Question

Use the given conditions to write an equation for each line in point-slope form and slope-intercept form. Slope $$=\frac{1}{3},$$ passing through the origin

Answer

**step1** Understanding the problem

The problem asks us to find the equation of a straight line in two specific formats: the point-slope form and the slope-intercept form. To do this, we are provided with two crucial pieces of information about the line: its slope and a point it passes through.

**step2** Identifying the given information

We are given the slope of the line, which is commonly represented by the variable 'm'. In this problem, the slope $$m = \frac{1}{3}$$.
We are also told that the line passes through the origin. The origin is a unique point on a coordinate plane, and its coordinates are always (0, 0). Therefore, we can identify a point $$(x_1, y_1)$$ on the line as (0, 0).
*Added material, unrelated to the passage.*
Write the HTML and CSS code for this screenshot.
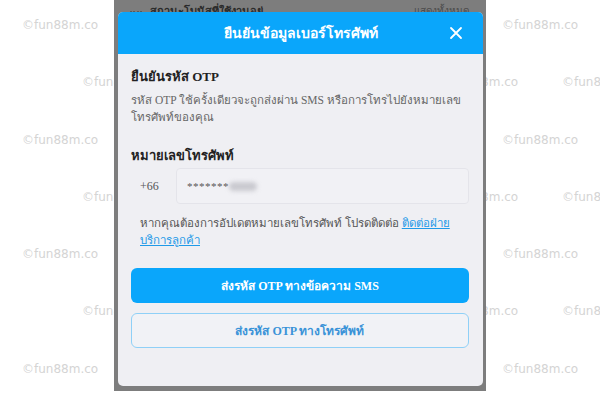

**step3** Writing the equation in point-slope form

The general formula for the point-slope form of a linear equation is $$y - y_1 = m(x - x_1)$$. This form uses the slope 'm' and the coordinates of a known point $$(x_1, y_1)$$ on the line.
We will substitute the values we identified in the previous step into this formula:
The slope $$m = \frac{1}{3}$$
The x-coordinate of the point $$x_1 = 0$$
The y-coordinate of the point $$y_1 = 0$$
Substituting these values, the equation becomes:
$$y - 0 = \frac{1}{3}(x - 0)$$
Simplifying this equation, we get:
$$y = \frac{1}{3}x$$
This is the equation of the line in point-slope form.
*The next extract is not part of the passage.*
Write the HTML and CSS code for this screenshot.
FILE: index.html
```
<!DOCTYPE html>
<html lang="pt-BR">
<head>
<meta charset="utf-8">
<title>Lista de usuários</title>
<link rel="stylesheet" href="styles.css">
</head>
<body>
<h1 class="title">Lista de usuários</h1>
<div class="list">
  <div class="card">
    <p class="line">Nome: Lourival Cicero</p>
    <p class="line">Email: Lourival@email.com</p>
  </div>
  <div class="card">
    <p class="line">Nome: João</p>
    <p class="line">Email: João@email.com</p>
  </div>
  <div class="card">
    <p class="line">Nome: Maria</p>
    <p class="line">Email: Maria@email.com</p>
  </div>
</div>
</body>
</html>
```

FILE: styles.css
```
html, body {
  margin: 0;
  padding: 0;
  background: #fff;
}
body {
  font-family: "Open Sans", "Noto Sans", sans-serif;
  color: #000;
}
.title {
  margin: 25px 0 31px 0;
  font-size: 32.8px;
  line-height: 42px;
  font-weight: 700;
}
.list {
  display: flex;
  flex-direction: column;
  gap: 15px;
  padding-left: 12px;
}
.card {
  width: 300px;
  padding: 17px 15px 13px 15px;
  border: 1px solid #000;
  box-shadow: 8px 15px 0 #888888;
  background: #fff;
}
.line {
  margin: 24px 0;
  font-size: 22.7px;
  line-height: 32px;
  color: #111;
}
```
**step4** Writing the equation in slope-intercept form

The general formula for the slope-intercept form of a linear equation is $$y = mx + b$$. In this form, 'm' represents the slope of the line, and 'b' represents the y-intercept (the point where the line crosses the y-axis, which occurs when x = 0).
From the given information, we already know the slope $$m = \frac{1}{3}$$.
Since the line passes through the origin (0, 0), this means that when the x-coordinate is 0, the y-coordinate is also 0. This directly tells us the y-intercept, 'b', is 0.
Now, we substitute the slope $$m = \frac{1}{3}$$ and the y-intercept $$b = 0$$ into the slope-intercept formula:
$$y = \frac{1}{3}x + 0$$
Simplifying this equation, we get:
$$y = \frac{1}{3}x$$
This is the equation of the line in slope-intercept form. In this specific case, both forms of the equation are identical because the line passes through the origin.